Oct 24 2006
Bob Casey Supports NSA Terror Surviellance Program
Powerline has an interesting give and take between Bob Casey and the editorial board of the Philadelphia Inquirer. The telling part of the exchange is first where the Inquirer illustrates their total ignorance of FISA and the NSA’s mission overseas to monitor terrorists. Here is the part that I am talking about:
Casey: You know very well that Senator Specter has worked very hard on this to try to get this right and I think with bipartisan cooperation, working with people like Senator Specter, as I know I can, that we can get this right. I don’t, I don’t, I don’t see what the…
Inquirer: It’s a real simple question. Do they need to go through the FISA Court as the FISA law has said since 1973 or don’t they? They say they don’t. We [Inquirer] say they do.
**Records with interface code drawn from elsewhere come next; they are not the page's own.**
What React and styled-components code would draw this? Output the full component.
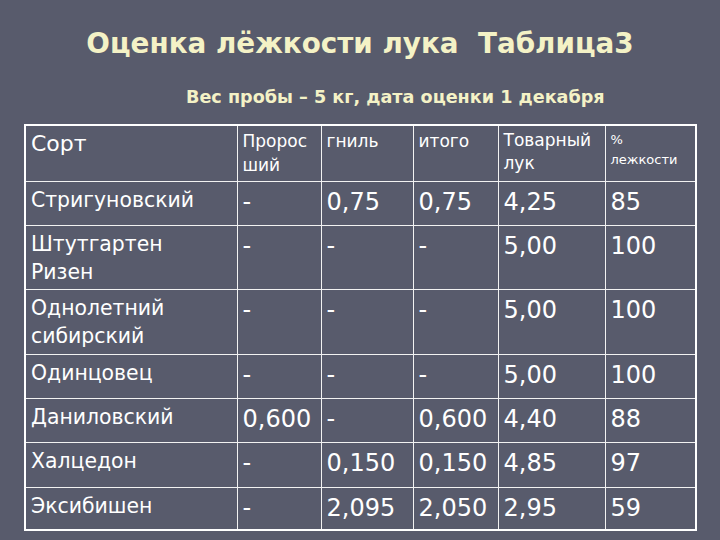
import React from "react";
import styled, { createGlobalStyle } from "styled-components";

const Global = createGlobalStyle`
  html, body { margin: 0; padding: 0; background: #585b6c; }
  #root { width: 720px; height: 540px; overflow: hidden; }
`;

const Slide = styled.div`
  width: 720px;
  height: 540px;
  box-sizing: border-box;
  background: #585b6c;
  display: flex;
  flex-direction: column;
  padding-top: 27px;
`;

const Title = styled.h1`
  margin: 0;
  text-align: center;
  font-family: "DejaVu Sans", sans-serif;
  font-weight: bold;
  font-size: 27.8px;
  line-height: 34px;
  color: #f4f2c6;
  white-space: pre;
`;

const Subtitle = styled.h2`
  margin: 25px 0 0 0;
  padding-left: 186px;
  font-family: "DejaVu Sans", sans-serif;
  font-weight: bold;
  font-size: 17.6px;
  line-height: 22px;
  color: #f4f2c6;
`;

const TableWrap = styled.div`
  margin-top: 16px;
  padding-left: 24px;
`;

const Table = styled.table`
  border-collapse: collapse;
  table-layout: fixed;
  width: 671px;
  border: 2px solid #ffffff;
  font-family: "DejaVu Sans", Verdana, sans-serif;
  color: #ffffff;
`;

const Row = styled.tr`
  height: ${(p) => p.$h}px;
`;

const Cell = styled.td`
  border: 1px solid #f2f2f2;
  vertical-align: top;
  padding: ${(p) => p.$pt}px 4px 0 5px;
  font-size: ${(p) => p.$size}px;
  line-height: ${(p) => p.$lh}px;
  white-space: nowrap;
  overflow: hidden;
`;

const widths = [212, 84, 92, 85, 107, 91];

const heads = [
  { t: ["Сорт"], size: 22, lh: 28, pt: 4 },
  { t: ["Пророс", "ший"], size: 17, lh: 24, pt: 3 },
  { t: ["гниль"], size: 17, lh: 24, pt: 3 },
  { t: ["итого"], size: 17, lh: 24, pt: 3 },
  { t: ["Товарный", "лук"], size: 17, lh: 23, pt: 3 },
  { t: ["%", "лежкости"], size: 13, lh: 20, pt: 4 },
];

const rows = [
  { h: 44, name: ["Стригуновский"], v: ["-", "0,75", "0,75", "4,25", "85"] },
  { h: 64, name: ["Штутгартен", "Ризен"], v: ["-", "-", "-", "5,00", "100"] },
  { h: 65, name: ["Однолетний", "сибирский"], v: ["-", "-", "-", "5,00", "100"] },
  { h: 44, name: ["Одинцовец"], v: ["-", "-", "-", "5,00", "100"] },
  { h: 44, name: ["Даниловский"], v: ["0,600", "-", "0,600", "4,40", "88"] },
  { h: 45, name: ["Халцедон"], v: ["-", "0,150", "0,150", "4,85", "97"] },
  { h: 43, name: ["Эксибишен"], v: ["-", "2,095", "2,050", "2,95", "59"] },
];

const Lines = ({ lines }) =>
  lines.map((l, i) => (
    <React.Fragment key={i}>
      {i > 0 && <br />}
      {l}
    </React.Fragment>
  ));

export default function App() {
  return (
    <>
      <Global />
      <Slide>
        <Title>{"Оценка лёжкости лука  Таблица3"}</Title>
        <Subtitle>Вес пробы – 5 кг, дата оценки 1 декабря</Subtitle>
        <TableWrap>
          <Table>
            <colgroup>
              {widths.map((w, i) => (
                <col key={i} style={{ width: w }} />
              ))}
            </colgroup>
            <tbody>
              <Row $h={56}>
                {heads.map((c, i) => (
                  <Cell key={i} $pt={c.pt} $size={c.size} $lh={c.lh}>
                    <Lines lines={c.t} />
                  </Cell>
                ))}
              </Row>
              {rows.map((r, i) => (
                <Row key={i} $h={r.h}>
                  <Cell $pt={4} $size={20.4} $lh={28.5}>
                    <Lines lines={r.name} />
                  </Cell>
                  {r.v.map((v, j) => (
                    <Cell key={j} $pt={6} $size={24} $lh={28}>
                      {v}
                    </Cell>
                  ))}
                </Row>
              ))}
            </tbody>
          </Table>
        </TableWrap>
      </Slide>
    </>
  );
}
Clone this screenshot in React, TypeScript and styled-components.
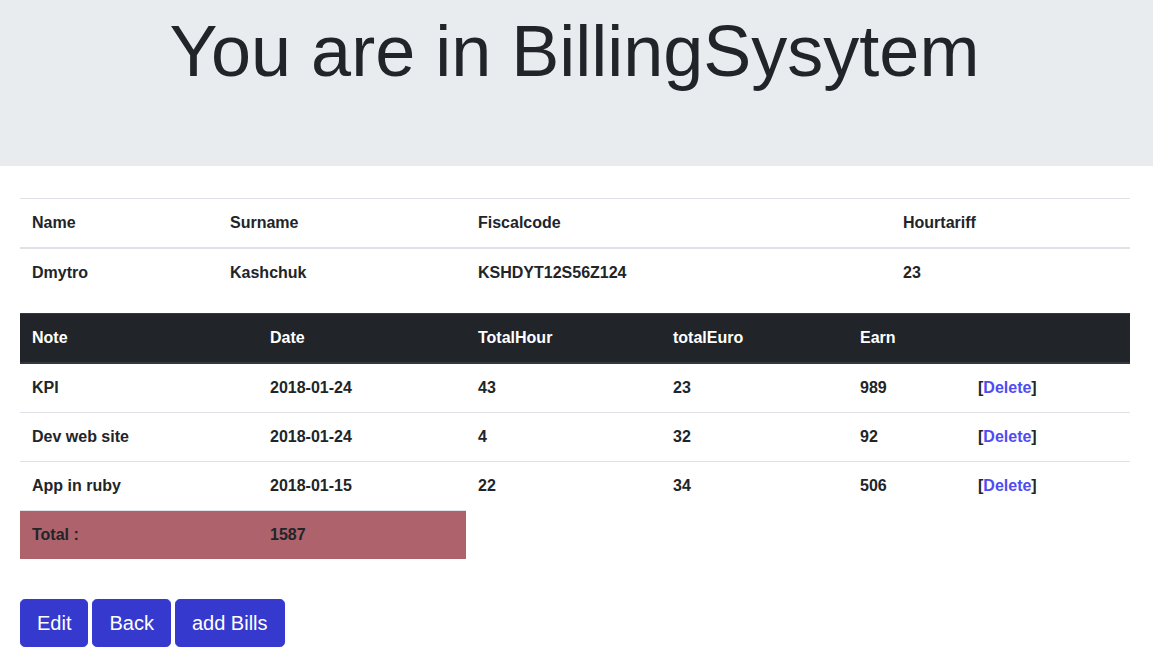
import React from 'react'
import styled, { createGlobalStyle } from 'styled-components'

const GlobalStyle = createGlobalStyle`
  body {
    margin: 0;
    font-family: "Liberation Sans", Arial, sans-serif;
    font-size: 16px;
    line-height: 1.5;
    color: #212529;
    background: #ffffff;
  }
`

const Jumbotron = styled.header`
  height: 166px;
  box-sizing: border-box;
  padding: 8px 4px 0 0;
  background: #e9ecef;
  text-align: center;
`

const Title = styled.h1`
  margin: 0;
  font-size: 72px;
  font-weight: 300;
  line-height: 1.2;
  color: #212529;
`

const Container = styled.main`
  padding: 32px 23px 0 20px;
`

const Table = styled.table`
  width: 100%;
  border-collapse: collapse;
  table-layout: fixed;
  margin-bottom: 16px;
  font-weight: 700;
`

const Th = styled.th<{ $dark?: boolean }>`
  padding: 12px;
  text-align: left;
  line-height: 24px;
  vertical-align: bottom;
  font-weight: 700;
  color: ${p => (p.$dark ? '#ffffff' : '#212529')};
  background: ${p => (p.$dark ? '#212529' : 'transparent')};
  border-top: 1px solid ${p => (p.$dark ? '#32383e' : '#dee2e6')};
  border-bottom: 2px solid ${p => (p.$dark ? '#32383e' : '#dee2e6')};
`

const Td = styled.td<{ $total?: boolean }>`
  padding: 12px;
  line-height: 24px;
  vertical-align: top;
  border-top: 1px solid #dee2e6;
  background: ${p => (p.$total ? '#ae626b' : 'transparent')};
`

const DeleteLink = styled.a`
  color: #4f4cf2;
  text-decoration: none;
  cursor: pointer;
`

const Actions = styled.div`
  display: flex;
  gap: 4px;
  margin-top: 40px;
`

const Button = styled.button`
  font-family: "Liberation Sans", Arial, sans-serif;
  font-size: 20px;
  line-height: 30px;
  padding: 8px 16px;
  color: #ffffff;
  background: #3639cd;
  border: 1px solid #3639cd;
  border-radius: 4.8px;
  cursor: pointer;
`

const person = { name: 'Dmytro', surname: 'Kashchuk', fiscal: 'KSHDYT12S56Z124', tariff: 23 }

const bills = [
  { note: 'KPI', date: '2018-01-24', hours: 43, euro: 23, earn: 989 },
  { note: 'Dev web site', date: '2018-01-24', hours: 4, euro: 32, earn: 92 },
  { note: 'App in ruby', date: '2018-01-15', hours: 22, euro: 34, earn: 506 }
]

export default function App() {
  const total = bills.reduce((sum, b) => sum + b.earn, 0)
  return (
    <>
      <GlobalStyle />
      <Jumbotron>
        <Title>You are in BillingSysytem</Title>
      </Jumbotron>
      <Container>
        <Table>
          <colgroup>
            <col style={{ width: 198 }} />
            <col style={{ width: 248 }} />
            <col style={{ width: 425 }} />
            <col />
          </colgroup>
          <thead>
            <tr>
              <Th>Name</Th>
              <Th>Surname</Th>
              <Th>Fiscalcode</Th>
              <Th>Hourtariff</Th>
            </tr>
          </thead>
          <tbody>
            <tr>
              <Td>{person.name}</Td>
              <Td>{person.surname}</Td>
              <Td>{person.fiscal}</Td>
              <Td>{person.tariff}</Td>
            </tr>
          </tbody>
        </Table>
        <Table>
          <colgroup>
            <col style={{ width: 238 }} />
            <col style={{ width: 208 }} />
            <col style={{ width: 195 }} />
            <col style={{ width: 187 }} />
            <col style={{ width: 118 }} />
            <col />
          </colgroup>
          <thead>
            <tr>
              <Th $dark>Note</Th>
              <Th $dark>Date</Th>
              <Th $dark>TotalHour</Th>
              <Th $dark>totalEuro</Th>
              <Th $dark>Earn</Th>
              <Th $dark></Th>
            </tr>
          </thead>
          <tbody>
            {bills.map(b => (
              <tr key={b.note}>
                <Td>{b.note}</Td>
                <Td>{b.date}</Td>
                <Td>{b.hours}</Td>
                <Td>{b.euro}</Td>
                <Td>{b.earn}</Td>
                <Td>
                  [<DeleteLink>Delete</DeleteLink>]
                </Td>
              </tr>
            ))}
            <tr>
              <Td $total>Total :</Td>
              <Td $total>{total}</Td>
            </tr>
          </tbody>
        </Table>
        <Actions>
          <Button>Edit</Button>
          <Button>Back</Button>
          <Button>add Bills</Button>
        </Actions>
      </Container>
    </>
  )
}
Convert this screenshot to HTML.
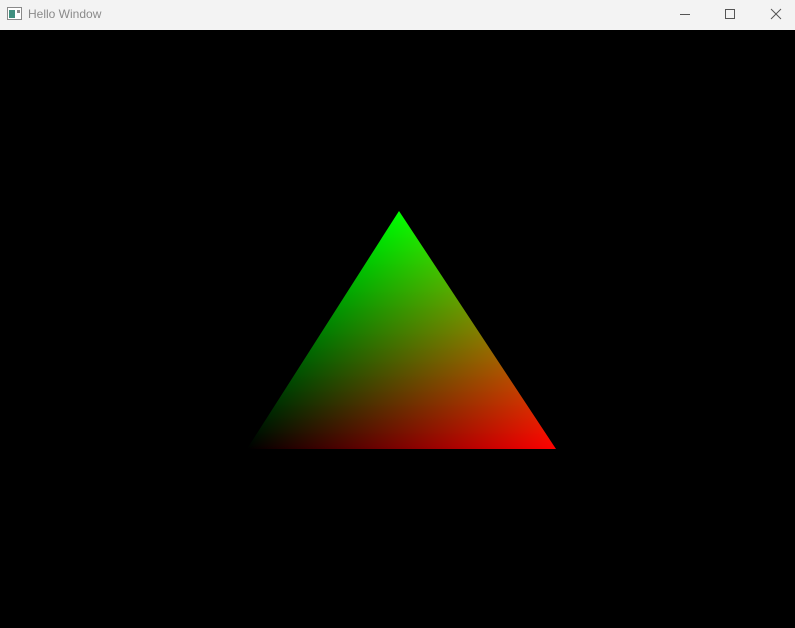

What do you say?
Casey: I think it’s worked well.
Casey may not be articulate, but he is smart and he doesn’t like to misrepresent facts. I am guessing he has researched this and knows more than Inquirer – by a long shot. Here are the facts:
(1) The NSA monitors terrorists overseas and catches all their communications. This may include, from time to time, a communication with someone in the US or a US citizen.
(2) Under the current post 9-11 laws, these communications within the US or with a US citizen are passed to the FBI for investigation. The monitoring of the terrorist overseas continues and any more contacts between the terrorist and those in the US or US citizens continue to get swept up.
(3) The FBI investigates the lead, and if there is probable concern, they take the matter to FISA so the person in the US (or the US Citizen) will be fully monitored under FISA warrant.
Now this is the current approach. Prior to 9-11 the NSA would just throw the lead away because FISA refuses to consider leads from the NSA as probable cause. Got that? If the NSA caught Bin Laden himself calling for a strike by US based terrorist teams, the FISA court would refuse to use that as probable cause to investigate. And after 9-11? Still the same. The only difference is the FISA court allowed the FBI to investigate the lead and establish independent evidence. The two presiding chief justices of the FISA court agreed to this arrangement and were reported by the Washington Post to have stated that an NSA lead cannot ever, to this day, be the sole evidence for a warrant.
So the Inquirer is 100% wrong in their concept the President can get a FISA warrant for the NSA to listen on terrorists (here or overseas). Just plain wrong. Casey seems to know that the current arrangement is the best there is if we do not want to just throw out leads to terrorist cells active here in the US. The courts ‘purity’ concept is mind numbingly stubborn because it says the NSA is less scrupulous than the FBI (both staffed by Americans trying to protect us). The NSA has no legal jurisdiction whatsoever, so this concept seems backwards. But that is as far as the deaths of 3,000 Americans would push the judges to adapt to the current threats. They will only consider warrants if the FBI can confirm the risk related to an NSA intercept. The NSA is just doing its job monitoring our enemies overseas and trying to pass on critical information when it trips over it. And this is what the Inquirer ignorantly wants to stop.
And liberals complain everyone thinks they are not smart enough to defend this nation? The NSA Terrorist Surveillance Program is proof they are not smart enough. They don’t even read the reporting out there to see the complete picture. Next time someone claims the NSA can get a warrant from FISA, laugh them off. They have no clue what they are talking about.
Sadly for Casey, this will probably deflate his support from the far left.
Phooey!!! Bob Casey will wiggle in and out of situations in order to get elected. In the end he will vote with Reid and Kennedy.Believe me, he is nothing like his father!